財務の健全性を示す自己資本比率は10%程度

「銀行によるバックアップ」が不可欠(画像はシャープのホームページより)
「銀行によるバックアップ」が不可欠(画像はシャープのホームページより)

   シャープは2015年3月5日、2行に対して1500億円規模の資本支援を求めた。具体的には、借金の一部を、返済せずにシャープの優先株など株式に交換してもらう「デット・エクイティー・スワップ(DES)」という手法を想定している。財務の健全性を示す自己資本比率は10%程度で、健全の目安とされる20%を大きく下回っており、資本不足のため、追加のリストラも十分にできない状態だ。

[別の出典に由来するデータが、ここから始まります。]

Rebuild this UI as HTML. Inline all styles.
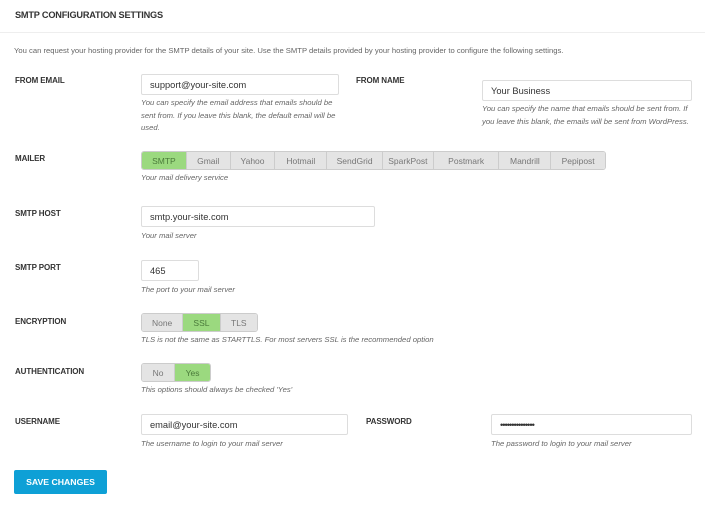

   14年12月末現在の有利子負債は約1兆円。その一部についてDESが実現すれば、借金を圧縮でき、併せて資本も厚くなる。だが、銀行にとっては株主責任を負うことになるためリスクは大きい。特にDSEで株式が増えれば1株当たり利益が希薄化という株価下落要因になり、簡単に首を縦に振るわけにはいかない。確実に実現可能な再建計画をシャープが打ち出すことが、最低限の条件となる。

   2015年3月期の連結営業利益予想は500億円。2月上旬、従来予想の1000億円から大幅に下方修正した。最も足を引っ張っているのが、液晶テレビなどのデジタル情報家電部門で、120億円の赤字(前期は89億円の黒字)になる。太陽電池などのエネルギーソリューション部門も50億円の赤字(同324億円の黒字)だ。